表5 2001—2015 年样本城市分地区基础设施投资综合回归结果
3.4 稳健性检验
样本城市基础设施投资对技术进步影响的GMM估计结果如表6 所示,其中(1)(2)为分时间的检验模型,(3)(4)(5)为分地区的检验模型。表6 结果显示:全要素生产率的滞后1 期在所有模型中的系数均在1%水平下显著为正,表明技术进步具有持续性;AR(2)和Sargan 检验均不显著,说明这些模型没有发现水平方程误差项存在自相关问题,工具变量总体上也是有效的;在2001—2015年间,两类基础设施投资的系数值分别为0.011、0.021,表明其在10%的显著性水平下促进了中国技术进步,而将金融危机作为一个转折点进行对比发现,2008 年之后两类基础设施投资对技术进步的促进作用下降;分地区来看,基础设施投资对各地区技术进步均具有显著促进作用,且对西部地区的促进作用最大。稳健性检验结果与前述结果几乎一致,说明本文分析结果稳健。
表6 2001—2015 年样本城市基础设施投资综合回归广义矩估计结果
3.5 门槛回归
本文还重点考察了样本城市基础设施投资对技术进步的门槛效应,检验结果如表7 所示,可知在10%的显著性水平下外商直接投资、人力资本、科学技术支出均存在双门槛效应,而第二产业从业人员比重不存在门槛效应。

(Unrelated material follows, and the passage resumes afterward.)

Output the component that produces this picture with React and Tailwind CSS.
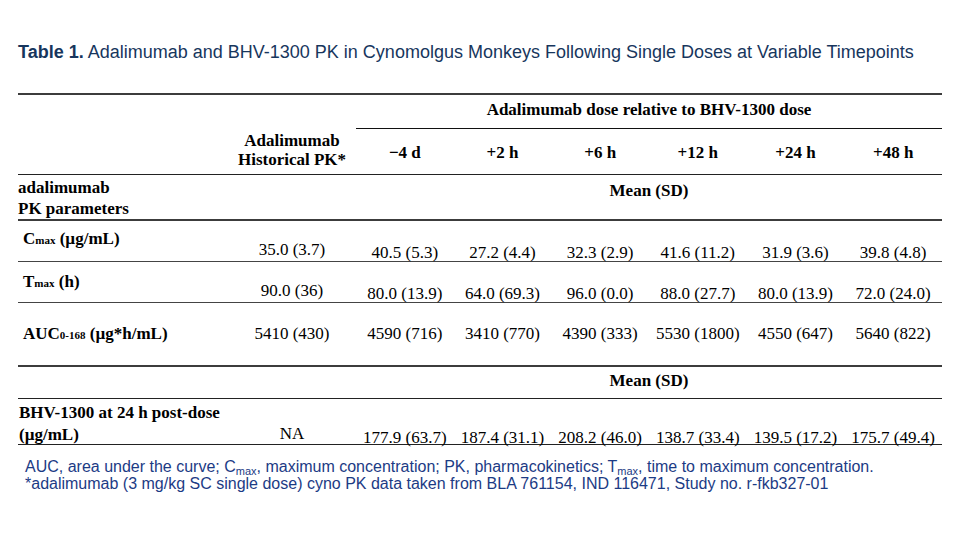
import React from 'react';

const cols = ['−4 d', '+2 h', '+6 h', '+12 h', '+24 h', '+48 h'];

const rows = [
  {
    key: 'cmax',
    label: (
      <>
        C<span className="text-[11px]">max</span> (µg/mL)
      </>
    ),
    hist: '35.0 (3.7)',
    values: ['40.5 (5.3)', '27.2 (4.4)', '32.3 (2.9)', '41.6 (11.2)', '31.9 (3.6)', '39.8 (4.8)'],
  },
  {
    key: 'tmax',
    label: (
      <>
        T<span className="text-[11px]">max</span> (h)
      </>
    ),
    hist: '90.0 (36)',
    values: ['80.0 (13.9)', '64.0 (69.3)', '96.0 (0.0)', '88.0 (27.7)', '80.0 (13.9)', '72.0 (24.0)'],
  },
];

const auc = ['4590 (716)', '3410 (770)', '4390 (333)', '5530 (1800)', '4550 (647)', '5640 (822)'];
const bhv = ['177.9 (63.7)', '187.4 (31.1)', '208.2 (46.0)', '138.7 (33.4)', '139.5 (17.2)', '175.7 (49.4)'];

const grid = 'grid grid-cols-[210px_128px_repeat(6,minmax(0,1fr))]';

export default function App() {
  return (
    <div className="w-[960px] h-[540px] bg-white overflow-hidden">
      {/* Title */}
      <h1 className="pt-[41px] pl-[18px] text-[18px] leading-[22px] text-[#17365d] font-['Liberation_Sans',Arial,sans-serif]">
        <span className="font-bold">Table 1.</span> Adalimumab and BHV-1300 PK in Cynomolgus Monkeys Following Single Doses at Variable Timepoints
      </h1>

      <div className="ml-[18px] mt-[30px] w-[924px] border-t-2 border-[#3c3c3c] text-black text-[17px] font-['Liberation_Serif','Times_New_Roman',serif]">
        {/* Header */}
        <div className={`${grid} grid-rows-[34px_45px] border-b border-[#222]`}>
          <div className="row-span-2" />
          <div className="row-span-2 flex flex-col justify-end items-center pb-[5px] font-bold text-center leading-[19px]">
            <span>Adalimumab</span>
            <span>Historical PK*</span>
          </div>
          <div className="col-span-6 flex items-center justify-center border-b border-[#111] pb-[3px] font-bold">
            Adalimumab dose relative to BHV-1300 dose
          </div>
          {cols.map((c) => (
            <div key={c} className="flex items-center justify-center pt-[3px] font-bold">
              {c}
            </div>
          ))}
        </div>

        {/* Section heading */}
        <div className={`${grid} h-[46px] border-b-2 border-[#3c3c3c]`}>
          <div className="pt-[2px] font-bold leading-[21px]">
            adalimumab
            <br />
            PK parameters
          </div>
          <div />
          <div className="col-span-6 pt-[5px] text-center font-bold leading-[21px]">Mean (SD)</div>
        </div>

        {/* Cmax / Tmax */}
        {rows.map((r, i) => (
          <div key={r.key} className={`${grid} h-[41px] border-b border-[#444] leading-[17px]`}>
            <div className={`pl-[5px] font-bold leading-[21px] ${i === 0 ? 'pt-[7px]' : 'pt-[9px]'}`}>{r.label}</div>
            <div className="flex items-end justify-center pb-[3px]">{r.hist}</div>
            {r.values.map((v, j) => (
              <div key={j} className="flex items-end justify-center">
                {v}
              </div>
            ))}
          </div>
        ))}

        {/* AUC */}
        <div className={`${grid} h-[64px] items-center border-b-2 border-[#3c3c3c]`}>
          <div className="pl-[5px] font-bold">
            AUC<span className="text-[11px]">0-168</span> (µg*h/mL)
          </div>
          <div className="text-center">5410 (430)</div>
          {auc.map((v, j) => (
            <div key={j} className="text-center">
              {v}
            </div>
          ))}
        </div>

        {/* BHV heading */}
        <div className={`${grid} h-[32px] border-b border-[#222]`}>
          <div />
          <div />
          <div className="col-span-6 flex items-center justify-center pb-[4px] font-bold">Mean (SD)</div>
        </div>

        {/* BHV row */}
        <div className={`${grid} h-[46px] border-b border-[#222] leading-[17px]`}>
          <div className="pl-[1px] pt-[3px] font-bold leading-[22px]">
            BHV-1300 at 24 h post-dose
            <br />
            (µg/mL)
          </div>
          <div className="flex items-end justify-center pb-[4px]">NA</div>
          {bhv.map((v, j) => (
            <div key={j} className="flex items-end justify-center whitespace-nowrap">
              {v}
            </div>
          ))}
        </div>
      </div>

      {/* Footnote */}
      <div className="mt-[13px] pl-[25px] text-[16px] leading-[17px] text-[#1c3b85] font-['Liberation_Sans',Arial,sans-serif]">
        <p>
          AUC, area under the curve; C<sub className="text-[11px]">max</sub>, maximum concentration; PK, pharmacokinetics; T
          <sub className="text-[11px]">max</sub>, time to maximum concentration.
        </p>
        <p>*adalimumab (3 mg/kg SC single dose) cyno PK data taken from BLA 761154, IND 116471, Study no. r-fkb327-01</p>
      </div>
    </div>
  );
}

表7 2001—2015 年样本城市基础设施投资对技术进步的门槛效应检验结果
样本城市基础设施投资对技术进步的门槛回归结果如表8 所示,其中:(1)为道路基础设施投资对技术进步的外商直接投资双门槛回归模型,(2)为道路基础设施投资对技术进步的人力资本双门槛回归模型,(3)为道路基础设施投资对技术进步的科学技术支出双门槛回归模型,(4)为通信基础设施投资对技术进步的外商直接投资双门槛回归模型,(5)为通信基础设施投资对技术进步的人力资本双门槛回归模型,(6)为通信基础设施投资对技术进步的科学技术支出双门槛回归模型。可以看到,随着门槛值的增大,不论是道路基础设施投资还是通信基础设施投资,对技术进步的影响都不断增强,说明在基础设施投资一定时,提高外商直接投资量、人力资本和科学技术支出均进一步促进技术进步。

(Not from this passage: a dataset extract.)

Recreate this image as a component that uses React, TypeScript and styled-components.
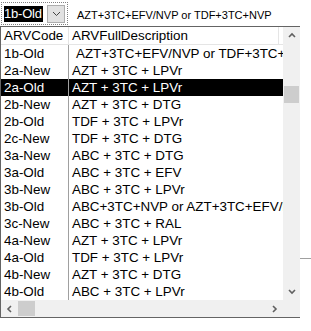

表8 2001—2015 年样本城市基础设施门槛参数估计结果
4 结论与对策建议
本文主要分析了中国286 个地级市2001—2015年间道路和通信基础设施投资对技术进步的影响,得出主要结论如下:首先,各个道路基础设施投资指标均对TFP 有显著正影响,说明道路基础设施投资能促进技术进步,其中人均城市道路面积的影响系数最大,在时间固定效应模型和双向固定效应模型中系数分别为0.034 和0.019;而通信基础设施投资中互联网用户接入数、移动电话年末用户数、电信业务收入在1%的显著性水平下正向影响TFP,而邮政业务收入的系数为负值,且在只考虑时间固定效应时不显著。总而言之,道路和通信基础设施投资的增加均有利于促进科技进步,但通信基础设施投资对技术进步的促进作用较大。其次,分时间段来看,两类基础设施投资均能显著促进技术进步,但在2008 年之后对技术进步的促进作用均有下降;分地区来看,东、中、西3 个地区基础设施投资均促进了地区技术进步,但对西部地区技术进步的促进作用最大,在时间固定效应模型和双向固定效应模型中人均城市道路面积的系数分别为0.041、0.031,互联网用户接入数的系数分别为和0.022、0.016,说明相比于东、中部地区,在现阶段西部地区技术进步更多地依靠基础设施的投资建设,表明其技术发展状况略微落后于东、中部地区,与现实情况相符。最后,从门槛回归结果来看,随着门槛值的增大,不论是道路基础设施投资还是通信基础设施投资对技术进步的影响也不断增强,说明在基础设施投资一定时,提高外商直接投资量、人力资本和科学技术支出均进一步促进技术进步。
基于以上的结果,本文提出以下政策建议:首先应加大基础设施投资来促进中国的技术进步。虽然中国的基础设施相对于以前已经有了翻天覆地的变化,但是相对于发达国家还是有很大的差距,而且中国土地面积广阔、人口众多,人均基础设施拥有量低于世界平均水平,这远远不能满足中国的发展需求,因此应加大基础设施的投资,特别是通信基础设施投资,以促进中国的技术进步。其次应加大对西部地区的投资。中国经济发展十分不平衡,基础设施投资建设也是如此,西部的基础设施投资水平落后于东部,这导致了西部的技术进步水平落后于东部,因此应对西部的基础设施投资加以扶持,改善西部地区基础设施建设。最后应积极引进外资、增加科学技术支出、升级人力资本,从而提升基础设施投资对中国技术进步的影响力。